### DIRECTIONS FOR THIS TASK
Quote the whole listing exactly. Leave the pictures out of your copy.

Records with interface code
* * *
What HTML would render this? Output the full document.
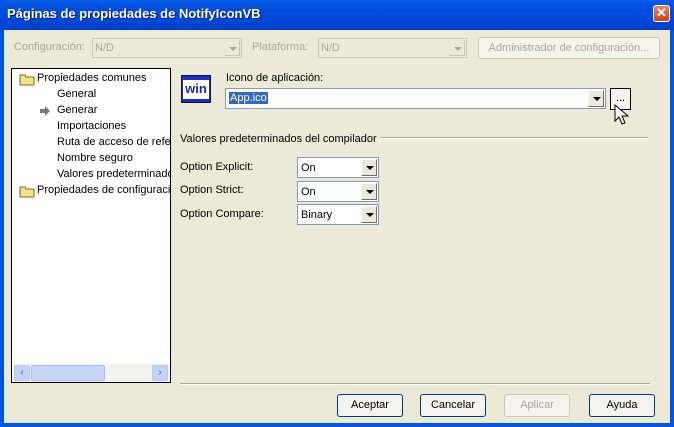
<!DOCTYPE html>
<html><head><meta charset="utf-8"><style>
*{margin:0;padding:0;box-sizing:border-box}
body{width:674px;height:427px;overflow:hidden;font-family:"Liberation Sans",sans-serif;font-size:11px;color:#000;background:#0054e3;position:relative}
.a{position:absolute}
.title{left:0;top:0;width:674px;height:30px;background:linear-gradient(#0a5fe8,#0151e0 20%,#0047d8 70%,#0040c8);border-radius:7px 7px 0 0}
.tt{left:7px;top:6px;color:#fff;font-weight:bold;font-size:13px;text-shadow:1px 1px #0a1e7a}
.close{left:653px;top:5px;width:17px;height:17px;background:linear-gradient(#e6866a,#c8421c);border:1px solid #fff;border-radius:3px;color:#fff;font-weight:bold;font-size:13px;text-align:center;line-height:14px}
.body{left:4px;top:30px;width:666px;height:393px;background:#ece9d8}
.combo{background:#fff;border:1px solid #7f9db9}
.dis{background:#ece9d8;border:1px solid #c9c7ba}
.arr{position:absolute;right:1px;top:1px;bottom:1px;width:16px;background:#ece9d8;border:1px solid;border-color:#fff #716f64 #716f64 #fff}
.arr:after{content:"";position:absolute;left:4px;top:6px;border:4px solid transparent;border-top:4px solid #000;border-bottom:0}
.arr.g:after{border-top-color:#aca899}
.btn{background:#f4f3ee;border:1px solid #003c74;border-radius:3px;text-align:center;line-height:21px}
.gray{color:#aca899}
.l{white-space:nowrap}
</style></head><body>
<div class="a title"></div>
<div class="a tt">Páginas de propiedades de NotifyIconVB</div>
<div class="a close">✕</div>
<div class="a body"></div>

<div class="a l gray" style="left:14px;top:41px">Configuración:</div>
<div class="a dis" style="left:92px;top:38px;width:150px;height:20px"><span class="a gray" style="left:2px;top:3px">N/D</span><div class="arr g" style="border-color:#e8e6dc #c9c7ba #c9c7ba #e8e6dc"></div></div>
<div class="a l gray" style="left:252px;top:41px">Plataforma:</div>
<div class="a dis" style="left:318px;top:38px;width:149px;height:20px"><span class="a gray" style="left:2px;top:3px">N/D</span><div class="arr g" style="border-color:#e8e6dc #c9c7ba #c9c7ba #e8e6dc"></div></div>
<div class="a btn gray" style="left:478px;top:37px;width:182px;height:22px;border-color:#c9c7ba;background:#f5f4ea">Administrador de configuración...</div>

<div class="a" style="left:11px;top:68px;width:160px;height:315px;background:#fff;border:1px solid #000;overflow:hidden">
 <svg class="a" style="left:7px;top:3px" width="16" height="14"><path d="M1 3h5l1 2h8v8H1z" fill="#f4e27a" stroke="#7a6a2a"/></svg>
 <div class="a l" style="left:25px;top:3px">Propiedades comunes</div>
 <div class="a l" style="left:45px;top:19px">General</div>
 <svg class="a" style="left:27px;top:37px" width="12" height="10"><path d="M1 3h5V0l5 5-5 5V7H1z" fill="#777"/></svg>
 <div class="a l" style="left:45px;top:35px">Generar</div>
 <div class="a l" style="left:45px;top:51px">Importaciones</div>
 <div class="a l" style="left:45px;top:67px">Ruta de acceso de referencia</div>
 <div class="a l" style="left:45px;top:83px">Nombre seguro</div>
 <div class="a l" style="left:45px;top:99px">Valores predeterminados</div>
 <svg class="a" style="left:7px;top:115px" width="16" height="14"><path d="M1 3h5l1 2h8v8H1z" fill="#f4e27a" stroke="#7a6a2a"/></svg>
 <div class="a l" style="left:25px;top:115px">Propiedades de configuración</div>
 <div class="a" style="left:1px;top:295px;width:156px;height:18px;background:#f3f3ee">
  <div class="a" style="left:1px;top:1px;width:16px;height:16px;background:#c1d3fb;border:1px solid #b7c9f0;border-radius:2px;color:#4d6185;font-size:10px;text-align:center;line-height:14px">‹</div>
  <div class="a" style="left:18px;top:1px;width:74px;height:16px;background:#c6d6fb;border:1px solid #a8bdf0;border-radius:2px"></div>
  <div class="a" style="left:139px;top:1px;width:16px;height:16px;background:#c1d3fb;border:1px solid #b7c9f0;border-radius:2px;color:#4d6185;font-size:10px;text-align:center;line-height:14px">›</div>
 </div>
</div>

<div class="a" style="left:181px;top:75px;width:30px;height:28px;background:#1c2ec0;border:1px solid #0a1060"></div>
<div class="a" style="left:183px;top:80px;width:26px;height:19px;background:#fff;color:#1a2aa8;font-weight:bold;font-size:13px;text-align:center;line-height:18px">win</div>
<div class="a l" style="left:226px;top:72px">Icono de aplicación:</div>
<div class="a combo" style="left:225px;top:88px;width:381px;height:21px"><span class="a" style="left:3px;top:3px;background:#316ac5;color:#fff;padding:0 1px">App.ico</span><div class="arr"></div></div>
<div class="a btn" style="left:610px;top:88px;width:21px;height:22px;border-color:#000;border-radius:0;line-height:18px">...</div>
<svg class="a" style="left:614px;top:104px" width="16" height="22"><path d="M1 1v16l4-4 3 7 3-1-3-7h6z" fill="#fff" stroke="#000"/></svg>

<div class="a l" style="left:180px;top:133px">Valores predeterminados del compilador</div>
<div class="a" style="left:380px;top:137px;width:268px;height:2px;border-top:1px solid #aca899;border-bottom:1px solid #fff"></div>

<div class="a l" style="left:180px;top:161px">Option Explicit:</div>
<div class="a l" style="left:180px;top:184px">Option Strict:</div>
<div class="a l" style="left:180px;top:208px">Option Compare:</div>
<div class="a combo" style="left:297px;top:157px;width:82px;height:21px"><span class="a" style="left:3px;top:4px">On</span><div class="arr"></div></div>
<div class="a combo" style="left:297px;top:181px;width:82px;height:21px"><span class="a" style="left:3px;top:4px">On</span><div class="arr"></div></div>
<div class="a combo" style="left:297px;top:204px;width:82px;height:21px"><span class="a" style="left:3px;top:4px">Binary</span><div class="arr"></div></div>

<div class="a" style="left:180px;top:383px;width:470px;height:2px;border-top:1px solid #aca899;border-bottom:1px solid #fff"></div>
<div class="a btn" style="left:337px;top:394px;width:66px;height:23px">Aceptar</div>
<div class="a btn" style="left:420px;top:394px;width:66px;height:23px">Cancelar</div>
<div class="a btn gray" style="left:504px;top:394px;width:66px;height:23px;border-color:#c9c7ba">Aplicar</div>
<div class="a btn" style="left:589px;top:394px;width:66px;height:23px">Ayuda</div>
</body></html>
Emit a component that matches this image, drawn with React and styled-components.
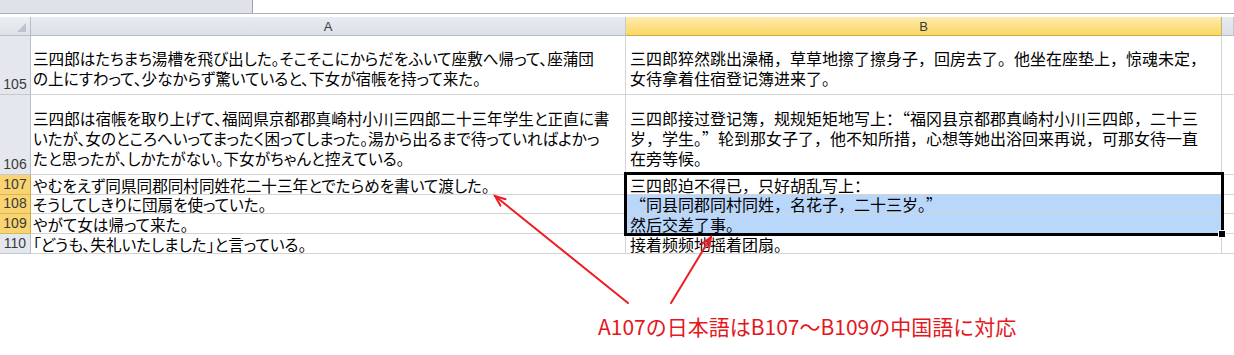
* * *
### REPLY
What HTML would render this? Output the full document.
<!DOCTYPE html>
<html><head><meta charset="utf-8"><style>
*{margin:0;padding:0;box-sizing:border-box}
body{width:674px;height:427px;overflow:hidden;font-family:"Liberation Sans",sans-serif;font-size:11px;color:#000;background:#0054e3;position:relative}
.a{position:absolute}
.title{left:0;top:0;width:674px;height:30px;background:linear-gradient(#0a5fe8,#0151e0 20%,#0047d8 70%,#0040c8);border-radius:7px 7px 0 0}
.tt{left:7px;top:6px;color:#fff;font-weight:bold;font-size:13px;text-shadow:1px 1px #0a1e7a}
.close{left:653px;top:5px;width:17px;height:17px;background:linear-gradient(#e6866a,#c8421c);border:1px solid #fff;border-radius:3px;color:#fff;font-weight:bold;font-size:13px;text-align:center;line-height:14px}
.body{left:4px;top:30px;width:666px;height:393px;background:#ece9d8}
.combo{background:#fff;border:1px solid #7f9db9}
.dis{background:#ece9d8;border:1px solid #c9c7ba}
.arr{position:absolute;right:1px;top:1px;bottom:1px;width:16px;background:#ece9d8;border:1px solid;border-color:#fff #716f64 #716f64 #fff}
.arr:after{content:"";position:absolute;left:4px;top:6px;border:4px solid transparent;border-top:4px solid #000;border-bottom:0}
.arr.g:after{border-top-color:#aca899}
.btn{background:#f4f3ee;border:1px solid #003c74;border-radius:3px;text-align:center;line-height:21px}
.gray{color:#aca899}
.l{white-space:nowrap}
</style></head><body>
<div class="a title"></div>
<div class="a tt">Páginas de propiedades de NotifyIconVB</div>
<div class="a close">✕</div>
<div class="a body"></div>

<div class="a l gray" style="left:14px;top:41px">Configuración:</div>
<div class="a dis" style="left:92px;top:38px;width:150px;height:20px"><span class="a gray" style="left:2px;top:3px">N/D</span><div class="arr g" style="border-color:#e8e6dc #c9c7ba #c9c7ba #e8e6dc"></div></div>
<div class="a l gray" style="left:252px;top:41px">Plataforma:</div>
<div class="a dis" style="left:318px;top:38px;width:149px;height:20px"><span class="a gray" style="left:2px;top:3px">N/D</span><div class="arr g" style="border-color:#e8e6dc #c9c7ba #c9c7ba #e8e6dc"></div></div>
<div class="a btn gray" style="left:478px;top:37px;width:182px;height:22px;border-color:#c9c7ba;background:#f5f4ea">Administrador de configuración...</div>

<div class="a" style="left:11px;top:68px;width:160px;height:315px;background:#fff;border:1px solid #000;overflow:hidden">
 <svg class="a" style="left:7px;top:3px" width="16" height="14"><path d="M1 3h5l1 2h8v8H1z" fill="#f4e27a" stroke="#7a6a2a"/></svg>
 <div class="a l" style="left:25px;top:3px">Propiedades comunes</div>
 <div class="a l" style="left:45px;top:19px">General</div>
 <svg class="a" style="left:27px;top:37px" width="12" height="10"><path d="M1 3h5V0l5 5-5 5V7H1z" fill="#777"/></svg>
 <div class="a l" style="left:45px;top:35px">Generar</div>
 <div class="a l" style="left:45px;top:51px">Importaciones</div>
 <div class="a l" style="left:45px;top:67px">Ruta de acceso de referencia</div>
 <div class="a l" style="left:45px;top:83px">Nombre seguro</div>
 <div class="a l" style="left:45px;top:99px">Valores predeterminados</div>
 <svg class="a" style="left:7px;top:115px" width="16" height="14"><path d="M1 3h5l1 2h8v8H1z" fill="#f4e27a" stroke="#7a6a2a"/></svg>
 <div class="a l" style="left:25px;top:115px">Propiedades de configuración</div>
 <div class="a" style="left:1px;top:295px;width:156px;height:18px;background:#f3f3ee">
  <div class="a" style="left:1px;top:1px;width:16px;height:16px;background:#c1d3fb;border:1px solid #b7c9f0;border-radius:2px;color:#4d6185;font-size:10px;text-align:center;line-height:14px">‹</div>
  <div class="a" style="left:18px;top:1px;width:74px;height:16px;background:#c6d6fb;border:1px solid #a8bdf0;border-radius:2px"></div>
  <div class="a" style="left:139px;top:1px;width:16px;height:16px;background:#c1d3fb;border:1px solid #b7c9f0;border-radius:2px;color:#4d6185;font-size:10px;text-align:center;line-height:14px">›</div>
 </div>
</div>

<div class="a" style="left:181px;top:75px;width:30px;height:28px;background:#1c2ec0;border:1px solid #0a1060"></div>
<div class="a" style="left:183px;top:80px;width:26px;height:19px;background:#fff;color:#1a2aa8;font-weight:bold;font-size:13px;text-align:center;line-height:18px">win</div>
<div class="a l" style="left:226px;top:72px">Icono de aplicación:</div>
<div class="a combo" style="left:225px;top:88px;width:381px;height:21px"><span class="a" style="left:3px;top:3px;background:#316ac5;color:#fff;padding:0 1px">App.ico</span><div class="arr"></div></div>
<div class="a btn" style="left:610px;top:88px;width:21px;height:22px;border-color:#000;border-radius:0;line-height:18px">...</div>
<svg class="a" style="left:614px;top:104px" width="16" height="22"><path d="M1 1v16l4-4 3 7 3-1-3-7h6z" fill="#fff" stroke="#000"/></svg>

<div class="a l" style="left:180px;top:133px">Valores predeterminados del compilador</div>
<div class="a" style="left:380px;top:137px;width:268px;height:2px;border-top:1px solid #aca899;border-bottom:1px solid #fff"></div>

<div class="a l" style="left:180px;top:161px">Option Explicit:</div>
<div class="a l" style="left:180px;top:184px">Option Strict:</div>
<div class="a l" style="left:180px;top:208px">Option Compare:</div>
<div class="a combo" style="left:297px;top:157px;width:82px;height:21px"><span class="a" style="left:3px;top:4px">On</span><div class="arr"></div></div>
<div class="a combo" style="left:297px;top:181px;width:82px;height:21px"><span class="a" style="left:3px;top:4px">On</span><div class="arr"></div></div>
<div class="a combo" style="left:297px;top:204px;width:82px;height:21px"><span class="a" style="left:3px;top:4px">Binary</span><div class="arr"></div></div>

<div class="a" style="left:180px;top:383px;width:470px;height:2px;border-top:1px solid #aca899;border-bottom:1px solid #fff"></div>
<div class="a btn" style="left:337px;top:394px;width:66px;height:23px">Aceptar</div>
<div class="a btn" style="left:420px;top:394px;width:66px;height:23px">Cancelar</div>
<div class="a btn gray" style="left:504px;top:394px;width:66px;height:23px;border-color:#c9c7ba">Aplicar</div>
<div class="a btn" style="left:589px;top:394px;width:66px;height:23px">Ayuda</div>
</body></html>
Emit a component that matches this image, drawn with React and styled-components.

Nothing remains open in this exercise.